At Cornell University, English majors are strongly encouraged to take advantage of study abroad programs offered through the Cornell Abroad Program and the College of Arts and Sciences Abroad Program. There are restrictions as to how many English credits can be earned abroad, but with careful planning, students can participate in an array of exciting international programs.

According to the UC-Berkeley Study Abroad program, “English majors find that a term, or better, a year in a foreign university not only enhances their critical and writing skills, but that the experience of adapting to another academic and cultural world expands their self-understanding and gives them a keen sense of the political and social differences in today’s world. The personal and intellectual growth of study abroad provides further advantages when it comes to the challenges of graduate and professional study.”

Common Tracks within the Major

Majoring in English gives undergraduates the opportunity to become specialists on various topics through optional tracks. Many programs have core requirements, but after these courses have been completed, the English major is open to pursue passions in literature or writing through elective courses. This format allows for interdisciplinary study across the gamet of liberal arts fields, as well as, journalism, poetry, and creative writing.

For example, Princeton University offers a multitude of tracks including Literature, Language, and Culture, Arts and Media, Theory and Criticism, and Creative Writing. Students are even able to create their own track of interdisciplinary study by special arrangement with the departmental representative.

The University of North Carolina also offers a fascinating BA in comparative literature, within which students are able to pursue an international literature track, or a global cinemas studies track. Brown University offers a renowned Nonfiction Writing Track, which combines the writing of academic essays with journalism and creative nonfiction.

At NYU, “The department offers a full and varied curriculum in literary history, critical theory, dramatic literature, theatre history, and literary culture, as well as a second major track that allows students to specialize in creative writing.”

The English major is not a “one-size-fits-all” path of study. While there are restrictions and requirements, students have choices and are able to pursue varied interests as they advance in their studies. For many students, this ability to pick and choose from a range of interesting studies is very appealing and rewarding. Regardless, of your class choices, the themes of communication, critical thinking, writing skills, and the ability to make a persuasive argument are threaded throughout all courses.

Research and Internship Opportunities

Research as an undergraduate English major is usually focused on independent, individualized studies aided by the one-on-one mentorship of faculty.

Georgetown University, houses the Folger Undergraduate Program, which offers full access to the Library’s collections as part of an intensive research seminar on books and early modern culture.
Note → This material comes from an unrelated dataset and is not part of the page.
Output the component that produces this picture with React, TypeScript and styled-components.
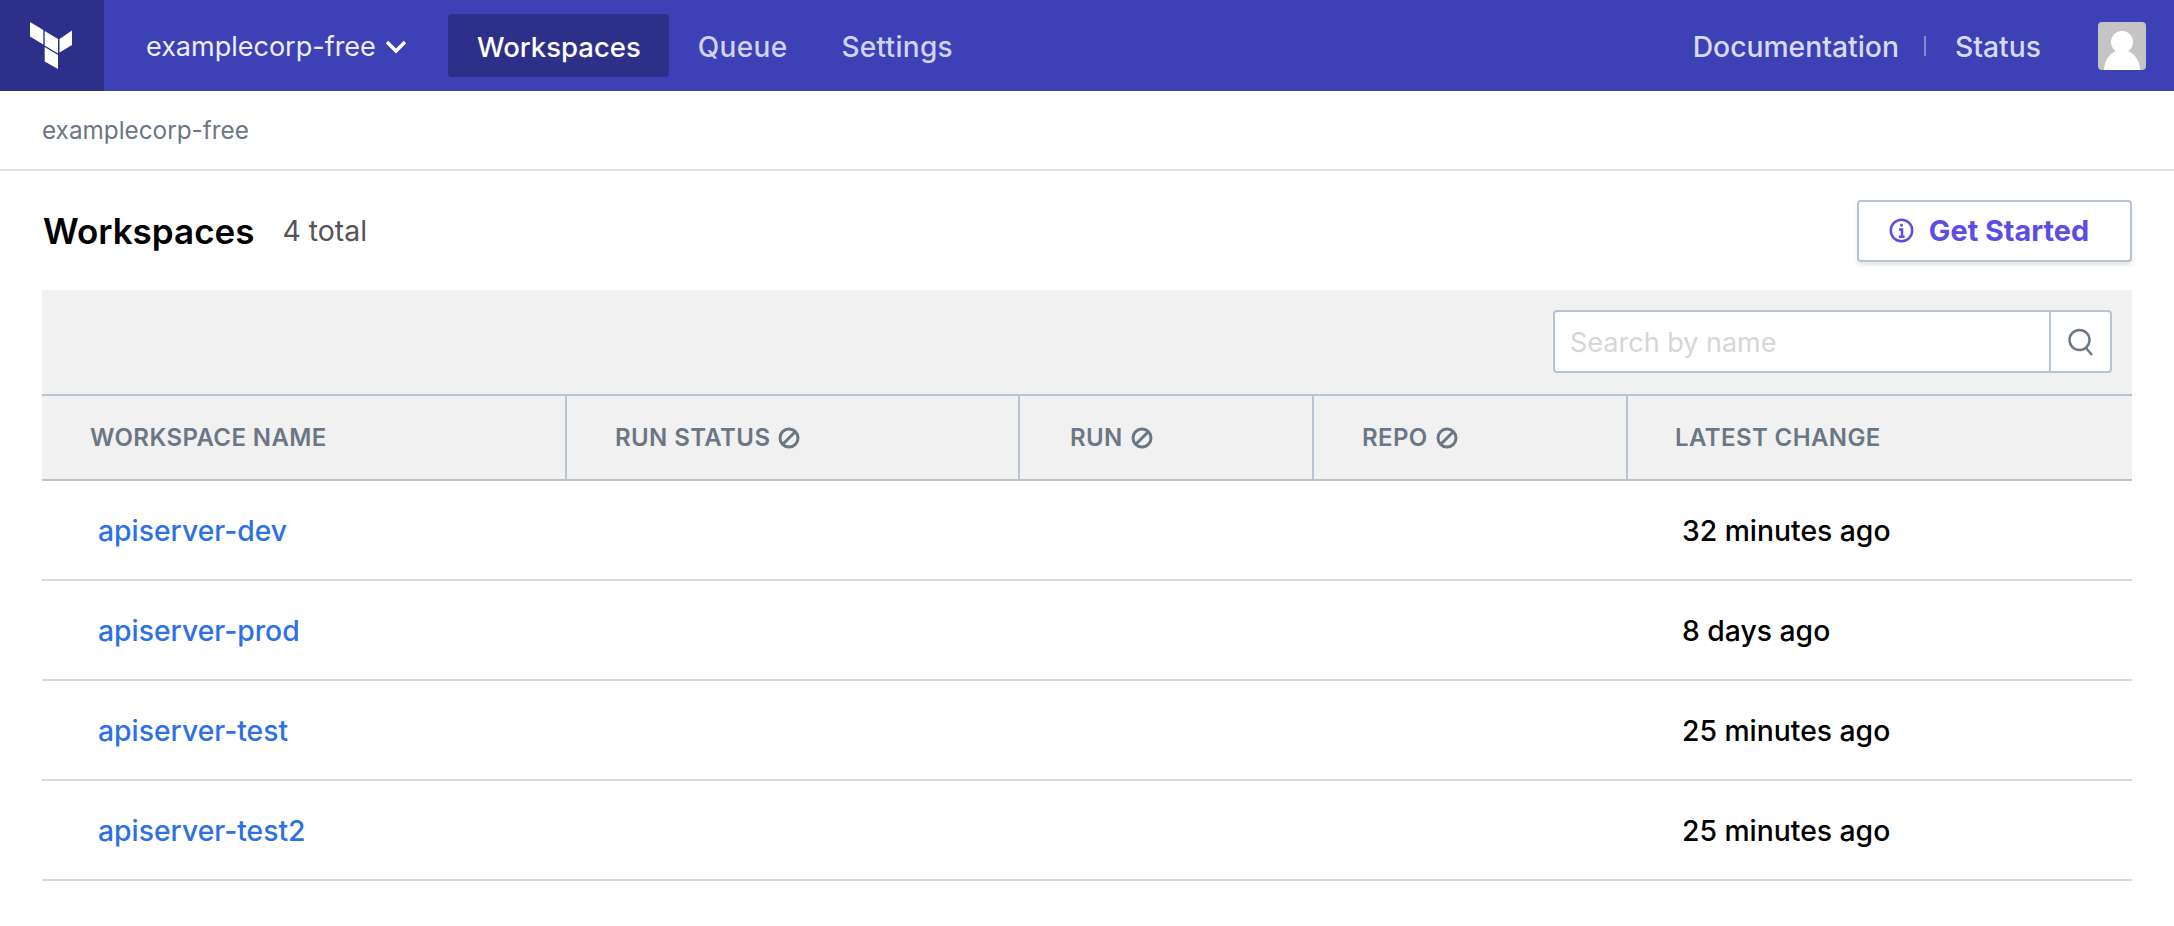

There, students acquire archival research skills, and pursue advanced independent research on early modern topics.

The University of Rochester has Undergraduate Research Awards that support English majors who need assistance in travel or stay outside of Rochester to pursue the following research opportunities: traveling to scholarly conferences or film festivals, conducting research in archives or libraries, participating in writers’ institutes, and attending intensive language programs abroad. Students must apply for the award and money is granted on a competitive basis.
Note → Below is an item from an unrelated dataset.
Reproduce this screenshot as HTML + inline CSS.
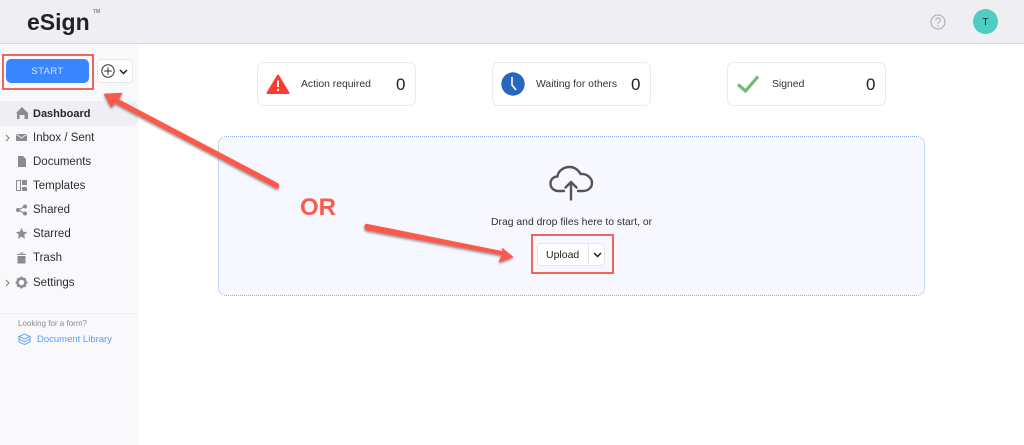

If you do not wish to do research during your undergraduate experience, there are innumerable internship opportunities, in which you could partake instead. English majors have written pieces for esteemed literary magazines, put their skills into practice at publishing houses, and worked for literary agencies. There are also internships in marketing, advertising, law, politics, journalism, and so many more. Many colleges have a career center that can assist students in finding the right internship fit. Stanford University has a listing of internships that are specifically geared toward English majors.

Careers

Careers commonly associated with English often include teacher, writer, and lawyer. Yet, English has allowed individuals to pursue careers in a wide range of fields.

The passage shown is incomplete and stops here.